Task details: Copy each line of the data below with the word "index".

— start —

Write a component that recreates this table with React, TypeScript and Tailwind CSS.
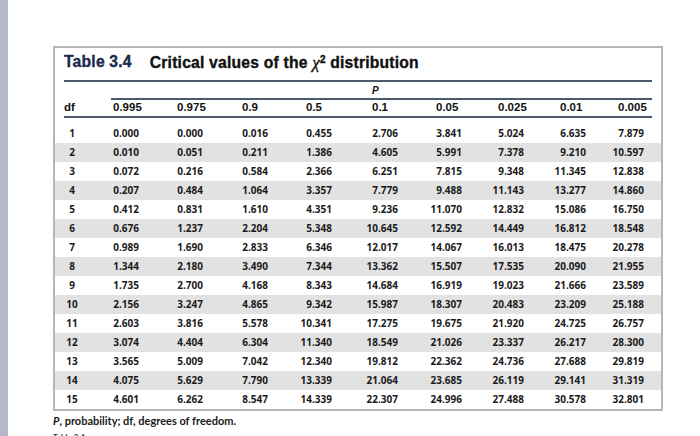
const columns = ['0.995', '0.975', '0.9', '0.5', '0.1', '0.05', '0.025', '0.01', '0.005'];

// cell widths, values sit on the right edge of each cell
const widths = [
  'w-[50px]',
  'w-[64px]',
  'w-[65px]',
  'w-[64px]',
  'w-[66px]',
  'w-[64px]',
  'w-[62px]',
  'w-[62px]',
  'w-[58px]',
];

const rows: string[][] = [
  ['0.000', '0.000', '0.016', '0.455', '2.706', '3.841', '5.024', '6.635', '7.879'],
  ['0.010', '0.051', '0.211', '1.386', '4.605', '5.991', '7.378', '9.210', '10.597'],
  ['0.072', '0.216', '0.584', '2.366', '6.251', '7.815', '9.348', '11.345', '12.838'],
  ['0.207', '0.484', '1.064', '3.357', '7.779', '9.488', '11.143', '13.277', '14.860'],
  ['0.412', '0.831', '1.610', '4.351', '9.236', '11.070', '12.832', '15.086', '16.750'],
  ['0.676', '1.237', '2.204', '5.348', '10.645', '12.592', '14.449', '16.812', '18.548'],
  ['0.989', '1.690', '2.833', '6.346', '12.017', '14.067', '16.013', '18.475', '20.278'],
  ['1.344', '2.180', '3.490', '7.344', '13.362', '15.507', '17.535', '20.090', '21.955'],
  ['1.735', '2.700', '4.168', '8.343', '14.684', '16.919', '19.023', '21.666', '23.589'],
  ['2.156', '3.247', '4.865', '9.342', '15.987', '18.307', '20.483', '23.209', '25.188'],
  ['2.603', '3.816', '5.578', '10.341', '17.275', '19.675', '21.920', '24.725', '26.757'],
  ['3.074', '4.404', '6.304', '11.340', '18.549', '21.026', '23.337', '26.217', '28.300'],
  ['3.565', '5.009', '7.042', '12.340', '19.812', '22.362', '24.736', '27.688', '29.819'],
  ['4.075', '5.629', '7.790', '13.339', '21.064', '23.685', '26.119', '29.141', '31.319'],
  ['4.601', '6.262', '8.547', '14.339', '22.307', '24.996', '27.488', '30.578', '32.801'],
];

const headFont = "font-['Liberation_Sans',Arial,sans-serif]";
const bodyFont = "font-['Open_Sans',sans-serif]";

export default function App() {
  return (
    <div className="w-[700px] h-[436px] overflow-hidden bg-white flex">
      <div className="w-[8px] shrink-0 bg-[#b5b8c6]" />

      <div className="pl-[45px] pt-[46px] flex flex-col">
        <div className="w-[610px] border-2 border-[#b3b7bc] flex flex-col">
          <div
            className={`${headFont} px-[9px] pt-[4px] h-[24px] flex items-center text-[15.7px] font-bold leading-none tracking-[0.2px] [-webkit-text-stroke:0.35px_currentColor]`}
          >
            <span className="text-[#1b2a4e]">Table 3.4</span>
            <span className="ml-[18px] text-[#111]">
              Critical values of the{' '}
              <span className="font-['Liberation_Serif',serif] italic font-normal text-[17px]">χ</span>
              <sup className="text-[10px]">2</sup> distribution
            </span>
          </div>

          <div className="mx-[9px] mt-[8px] h-[2px] bg-[#4c5a6b]" />

          <div className={`${headFont} h-[16px] flex items-center pl-[317px] text-[10px] font-bold italic text-[#111]`}>
            P
          </div>

          <div className="ml-[56px] mr-[9px] h-[2px] bg-[#4c5a6b]" />

          <div className={`${headFont} h-[16px] flex items-center text-[11.5px] font-bold text-[#111]`}>
            <div className="w-[34px] pl-[9px]">df</div>
            {columns.map((c, i) => (
              <div key={c} className={`${widths[i]} flex justify-end`}>
                <span className="w-[26px] whitespace-nowrap">{c}</span>
              </div>
            ))}
          </div>

          <div className="mx-[9px] h-[2px] bg-[#4c5a6b]" />

          <div className={`${bodyFont} mt-[6px] flex flex-col text-[10px] font-bold text-[#1a1a1a]`}>
            {rows.map((r, n) => (
              <div
                key={n}
                className={`h-[19px] shrink-0 flex items-center ${n % 2 === 1 ? 'bg-[#e2e2e2]' : 'bg-white'}`}
              >
                <div className="w-[34px] text-center">{n + 1}</div>
                {r.map((v, i) => (
                  <div key={i} className={`${widths[i]} text-right`}>
                    {v}
                  </div>
                ))}
              </div>
            ))}
          </div>
        </div>

        <div className="font-['Lato',sans-serif] mt-[2px] text-[11px] font-bold text-[#1a1a1a] leading-[16px]">
          <span className="italic">P</span>, probability; df, degrees of freedom.
        </div>
        <div className="font-['Lato',sans-serif] mt-[3px] text-[8px] font-bold text-[#333] leading-[10px]">
          Table 3.4
        </div>
      </div>
    </div>
  );
}
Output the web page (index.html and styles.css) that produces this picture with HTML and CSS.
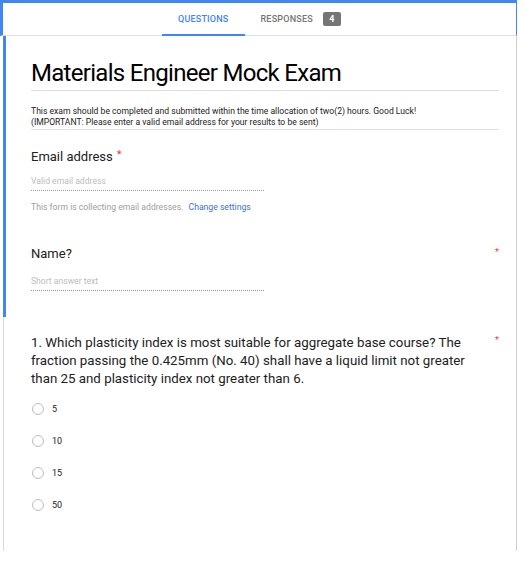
FILE: index.html
```html
<!DOCTYPE html>
<html lang="en">
<head>
<meta charset="utf-8">
<title>Materials Engineer Mock Exam</title>
<link rel="stylesheet" href="styles.css">
</head>
<body>
<div class="page">
  <header class="tabs">
    <div class="tab tab-active">QUESTIONS</div>
    <div class="tab">RESPONSES <span class="badge">4</span></div>
  </header>
  <main class="card">
    <section class="block block-active">
      <div class="title-block">
        <h1 class="title">Materials Engineer Mock Exam</h1>
      </div>
      <p class="desc">This exam should be completed and submitted within the time allocation of two(2) hours. Good Luck!<br>(IMPORTANT: Please enter a valid email address for your results to be sent)</p>
      <div class="item item-email">
        <div class="label">Email address<span class="req-sup">*</span></div>
        <div class="input input-email">Valid email address</div>
        <div class="note">This form is collecting email addresses. <a class="link">Change settings</a></div>
      </div>
      <div class="item item-name">
        <div class="qrow"><div class="label">Name?</div><span class="req">*</span></div>
        <div class="input input-name">Short answer text</div>
      </div>
    </section>
    <section class="block block-question">
      <div class="qrow">
        <div class="question">1. Which plasticity index is most suitable for aggregate base course? The fraction passing the 0.425mm (No. 40) shall have a liquid limit not greater than 25 and plasticity index not greater than 6.</div>
        <span class="req">*</span>
      </div>
      <ul class="options">
        <li class="option"><span class="radio"></span><span class="opt-label">5</span></li>
        <li class="option"><span class="radio"></span><span class="opt-label">10</span></li>
        <li class="option"><span class="radio"></span><span class="opt-label">15</span></li>
        <li class="option"><span class="radio"></span><span class="opt-label">50</span></li>
      </ul>
    </section>
  </main>
</div>
</body>
</html>
```
FILE: styles.css
```css
* { box-sizing: border-box; }
html, body { margin: 0; padding: 0; background: #fff; }
body { font-family: Roboto, "Liberation Sans", Arial, sans-serif; color: #212121; }

.page { width: 517px; }

.tabs {
  display: flex;
  align-items: stretch;
  height: 36px;
  border-top: 3px solid #4285f4;
  border-left: 3px solid #4285f4;
  border-right: 1px solid #4285f4;
  border-bottom: 1px solid #e0e0e0;
  padding-left: 159px;
}
.tab {
  display: flex;
  align-items: center;
  padding: 0 16px;
  font-size: 9px;
  font-weight: 500;
  letter-spacing: 0.2px;
  color: #757575;
  border-bottom: 2px solid transparent;
  margin-bottom: -1px;
}
.tab-active { color: #4285f4; border-bottom-color: #4285f4; }
.badge {
  display: inline-block;
  margin-left: 10px;
  width: 18px;
  height: 14px;
  line-height: 14px;
  text-align: center;
  background: #757575;
  color: #fff;
  border-radius: 2px;
  font-weight: 700;
  font-size: 9px;
}

.card {
  margin-left: 3px;
  border-right: 1px solid #cfcfcf;
}
.block { padding-right: 17px; }
.block-active {
  border-left: 3px solid #4285f4;
  padding-left: 25px;
  padding-top: 23px;
  padding-bottom: 26px;
}
.block-question {
  border-left: 1px solid #d3dbea;
  padding-left: 27px;
  padding-top: 17px;
  padding-bottom: 30px;
}

.title-block { border-bottom: 1px solid #e0e0e0; padding-bottom: 3px; }
.title {
  margin: 0;
  font-size: 24px;
  line-height: 28px;
  font-weight: 400;
  letter-spacing: -0.7px;
  color: #000;
}
.desc {
  margin: 15px 0 0;
  font-size: 8.6px;
  line-height: 11px;
  color: #212121;
  padding-bottom: 1px;
  border-bottom: 1px solid #e0e0e0;
}

.label { font-size: 13px; line-height: 16px; color: #212121; }
.req-sup { color: #db4437; font-size: 11px; position: relative; top: -3px; margin-left: 4px; }
.req { color: #db4437; font-size: 9px; line-height: 9px; margin-top: 2px; }

.item-email { margin-top: 19px; }
.item-name { margin-top: 33px; }

.qrow { display: flex; justify-content: space-between; align-items: flex-start; }

.input {
  width: 233px;
  font-size: 8.6px;
  line-height: 11px;
  color: #bdbdbd;
  padding-bottom: 3px;
  border-bottom: 1px dotted #9a9a9a;
}
.input-email { margin-top: 10px; }
.input-name { margin-top: 14px; }

.note { margin-top: 11px; font-size: 8.65px; line-height: 11px; color: #9e9e9e; }
.link { color: #3e6fd9; margin-left: 3px; }

.question {
  width: 445px;
  font-size: 13.3px;
  line-height: 18px;
  color: #212121;
}

.options { list-style: none; margin: 5px 0 0; padding: 0; }
.option { display: flex; align-items: center; height: 32px; }
.radio {
  width: 12px;
  height: 12px;
  margin-left: 1px;
  border: 1px solid #bdbdbd;
  border-radius: 50%;
}
.opt-label { margin-left: 8px; font-size: 9px; color: #212121; }
```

— end —

Answer to this problem:
Output the web page (index.html and styles.css) that produces this picture with HTML and CSS.
FILE: index.html
        <div class="question">1. Which plasticity index is most suitable for aggregate base course? The fraction passing the 0.425mm (No. 40) shall have a liquid limit not greater than 25 and plasticity index not greater than 6.</div>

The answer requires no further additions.